Como se vê, a Revisão da Vida Toda significa uma vida mais digna para 102 mil brasileiros.

Indo além, retirar a chance de melhorar a vida destes aposentados certamente enfraqueceria ainda mais a confiabilidade no Poder Judiciário e no Estado de Direito. Quando direitos conquistados são abruptamente retirados, sem uma justificativa coerente e desconsiderando o impacto social, a percepção de justiça é maculada.

O mérito já estava definido na Revisão da Vida Toda, formado pela maioria e com outros ministros compondo o colegiado, o que se pede é que não permitam a violação desta forma. O controle concentrado não é segunda via processual para reformar mérito de outro Tema e proteger aqueles que ajuizaram suas ações antes da prolação do acórdão nas ADIs (21/3/2024), além de razoável, é o que se espera.

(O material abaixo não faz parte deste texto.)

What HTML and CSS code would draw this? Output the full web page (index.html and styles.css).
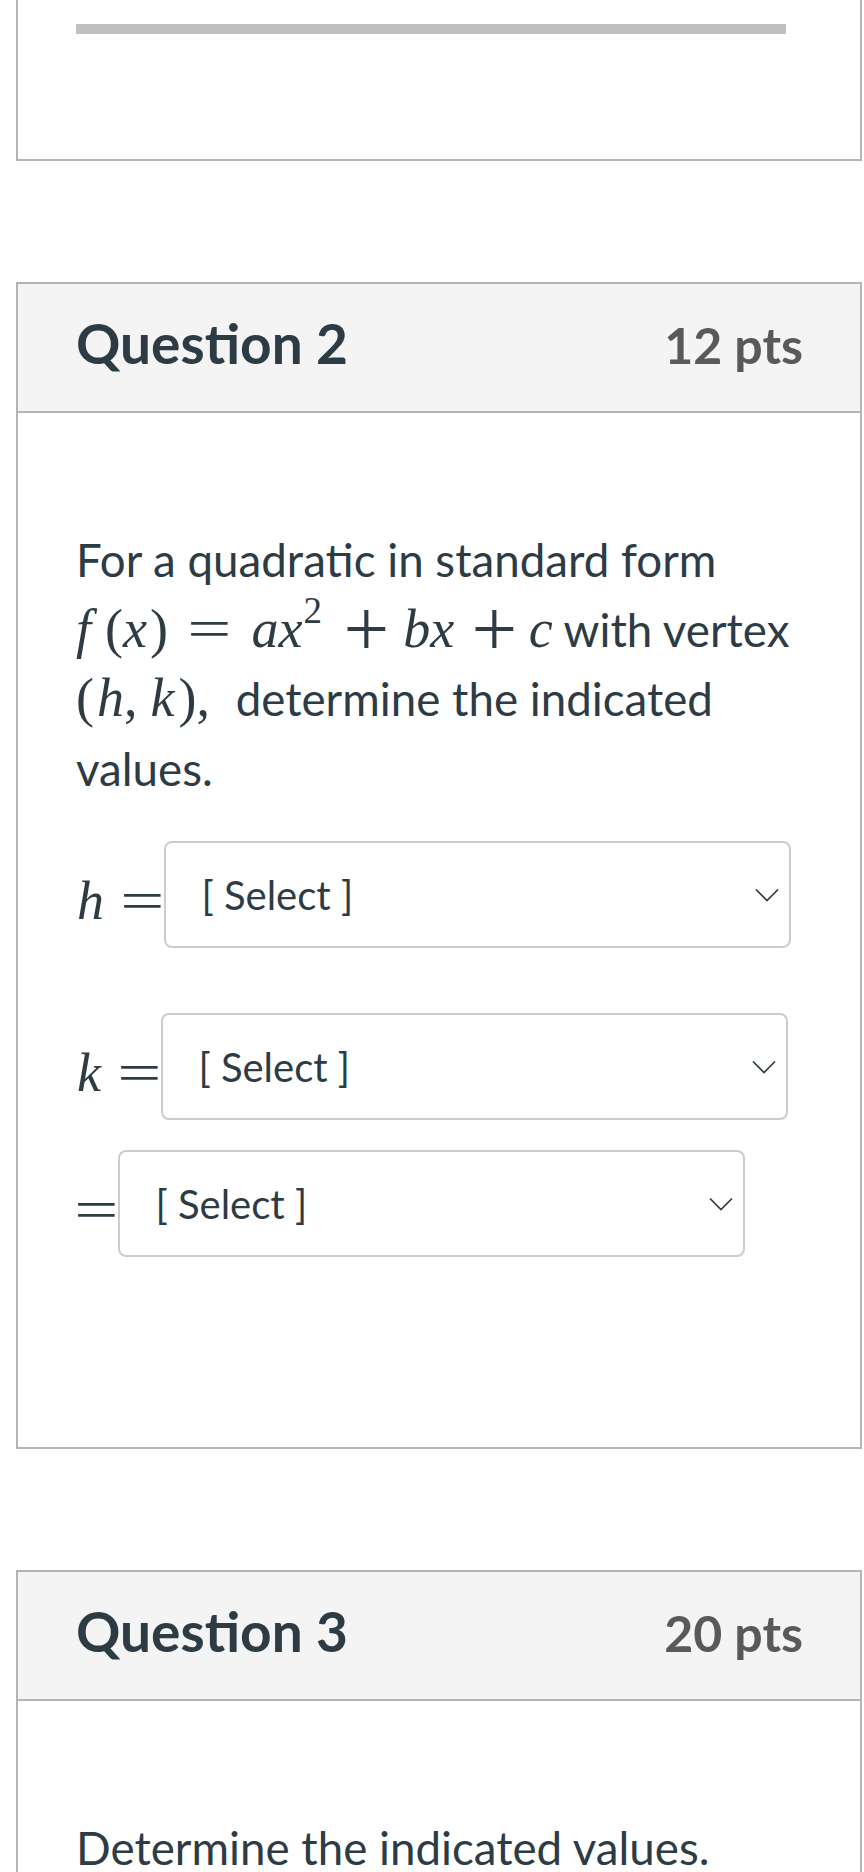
FILE: index.html
```html
<!DOCTYPE html>
<html lang="en">
<head>
<meta charset="utf-8">
<title>Quiz</title>
<link rel="stylesheet" href="styles.css">
</head>
<body>
<div class="card card-top">
  <div class="bar"></div>
</div>

<section class="card question">
  <header class="q-header">
    <h2 class="q-title">Question 2</h2>
    <span class="q-pts">12 pts</span>
  </header>
  <div class="q-body">
    <p class="q-text">For a quadratic in standard form <span class="math"><span class="mi f">f</span><span class="mo lp">(</span><span class="mi">x</span><span class="mo rp">)</span><span class="rel eq1">=</span><span class="mi">a</span><span class="mi">x</span><span class="sup">2</span><span class="bin b1">+</span><span class="mi">b</span><span class="mi">x</span><span class="bin b2">+</span><span class="mi c">c</span></span> with vertex <span class="math"><span class="mo">(</span><span class="mi h">h</span><span class="mo comma">,</span><span class="mi k">k</span><span class="mo">)</span><span class="mo end-comma">,</span></span> determine the indicated values.</p>

    <div class="answer-row row-h">
      <span class="answer-label"><span class="mi">h</span><span class="rel">=</span></span>
      <div class="select"><span class="select-text">[ Select ]</span><svg class="chev" width="24" height="14" viewBox="0 0 24 14"><polyline points="1,1.5 12,12.5 23,1.5" fill="none" stroke="#2d3b45" stroke-width="1.7"/></svg></div>
    </div>

    <div class="answer-row row-k">
      <span class="answer-label"><span class="mi">k</span><span class="rel">=</span></span>
      <div class="select"><span class="select-text">[ Select ]</span><svg class="chev" width="24" height="14" viewBox="0 0 24 14"><polyline points="1,1.5 12,12.5 23,1.5" fill="none" stroke="#2d3b45" stroke-width="1.7"/></svg></div>
    </div>

    <div class="answer-row row-eq">
      <span class="answer-label"><span class="rel rel-only">=</span></span>
      <div class="select"><span class="select-text">[ Select ]</span><svg class="chev" width="24" height="14" viewBox="0 0 24 14"><polyline points="1,1.5 12,12.5 23,1.5" fill="none" stroke="#2d3b45" stroke-width="1.7"/></svg></div>
    </div>
  </div>
</section>

<section class="card question">
  <header class="q-header">
    <h2 class="q-title">Question 3</h2>
    <span class="q-pts">20 pts</span>
  </header>
  <div class="q-body">
    <p class="q-text">Determine the indicated values.</p>
  </div>
</section>
</body>
</html>
```

FILE: styles.css
```css
html, body {
  margin: 0;
  padding: 0;
  background: #ffffff;
}

body {
  font-family: Lato, "Liberation Sans", sans-serif;
  color: #2d3b45;
  width: 864px;
  overflow: hidden;
}

.card {
  box-sizing: border-box;
  width: 846px;
  margin-left: 16px;
  border: 2px solid #b4b4b4;
  background: #ffffff;
}

.card-top {
  border-top: none;
  padding: 24px 0 125px 58px;
}

.bar {
  width: 710px;
  height: 10px;
  background: #c0c0c0;
}

.question {
  margin-top: 121px;
}

.q-header {
  display: flex;
  justify-content: space-between;
  align-items: baseline;
  background: #f4f4f4;
  border-bottom: 2px solid #b4b4b4;
  height: 95px;
  box-sizing: content-box;
  padding: 32px 57px 0 58px;
}

.q-title,
.q-pts {
  margin: 0;
  font-weight: 700;
}

.q-title {
  font-size: 55px;
  line-height: 55px;
  color: #2d3b45;
}

.q-pts {
  font-size: 50px;
  line-height: 50px;
  color: #595959;
}

.q-body {
  padding: 112px 58px 190px 58px;
}

.q-text {
  margin: 0;
  font-size: 45.7px;
  line-height: 69.6px;
  color: #2d3b45;
}

.math {
  font-family: "Liberation Serif", "DejaVu Serif", serif;
  font-size: 54px;
  line-height: 0;
  white-space: nowrap;
  color: #2d3b45;
}

.mi {
  font-style: italic;
}

.f {
  margin-right: 14px;
}

.mo {
  font-style: normal;
}

.rp {
  margin-left: 3px;
}

.h {
  margin-left: 3px;
}

.comma {
  margin-right: 13px;
}

.k {
  margin-right: 4px;
}

.end-comma {
  margin-right: 14px;
}

.rel {
  display: inline-block;
  transform: scaleX(1.45);
}

.eq1 {
  margin: 0 27px 0 26px;
}

.bin {
  display: inline-block;
  transform: scale(1.5);
}

.b1 {
  margin: 0 22px 0 29px;
}

.b2 {
  margin: 0 19px 0 25px;
}

.sup {
  font-size: 37px;
  vertical-align: 24px;
  line-height: 0;
  margin-left: 1px;
}

.answer-row {
  display: flex;
  align-items: flex-start;
}

.row-h {
  margin-top: 38px;
}

.row-k {
  margin-top: 65px;
}

.row-eq {
  margin-top: 30px;
}

.answer-label {
  font-family: "Liberation Serif", "DejaVu Serif", serif;
  font-size: 54px;
  line-height: 54px;
  margin-top: 33px;
  white-space: nowrap;
  color: #2d3b45;
  padding-left: 1px;
}

.answer-label .rel {
  margin: 0 7px 0 23px;
}

.answer-label .rel-only {
  margin: 0 7px 0 4px;
}

.select {
  box-sizing: border-box;
  width: 627px;
  height: 107px;
  border: 2px solid #c9cdd1;
  border-radius: 8px;
  background: #ffffff;
  display: flex;
  align-items: center;
  justify-content: space-between;
  padding: 0 10px 0 35px;
}

.select-text {
  font-size: 40px;
  color: #2d3b45;
}

.chev {
  display: block;
}
```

Decerto, a medida adotada nas ADIs 2.110 e 2.111 também levantam questionamentos sobre possível pressão econômica enfrentada pelo governo. As estimativas iniciais do impacto financeiro da Revisão da Vida Toda variavam desgovernadamente, com o governo apontando para um potencial custo de meio trilhão de reais, enquanto especialistas indicavam que o impacto seria significativamente menor.

Nos autos processuais, foi juntado parecer econômico, elaborado por renomados economistas e professores universitários, apontando que o custo da ação para os cofres públicos seria de R$ 3,1 bilhões em 10 anos. Tal estudo se baseou em dados públicos: o custo de cada ação trazida pelo próprio INSS, multiplicado pelo número total de 102.791 processos, números oficiais extraídos do sítio eletrônico do CNJ à época do acórdão prolatado nas ADIs (21/3/2024).

Independentemente da real magnitude do impacto financeiro, o fato é que a retirada do direito dos aposentados cria uma mancha negativa na história dos Direitos Sociais do Brasil. A decisão sugere que, em momentos de crise econômica, os direitos dos mais vulneráveis são os primeiros na fila do sacrifício.

A reversão da Revisão da Vida Toda pelo STF representa uma derrota para os aposentados brasileiros e para a Justiça Social, deixando claro que a luta pelos direitos dos segurados não pode ser considerada ganha, mesmo após uma vitória no Judiciário. É um lembrete sombrio de que, em um contexto de incertezas econômicas e políticas, os direitos conquistados podem ser rapidamente revertidos, trazendo mais instabilidade e insegurança para aqueles que mais precisam.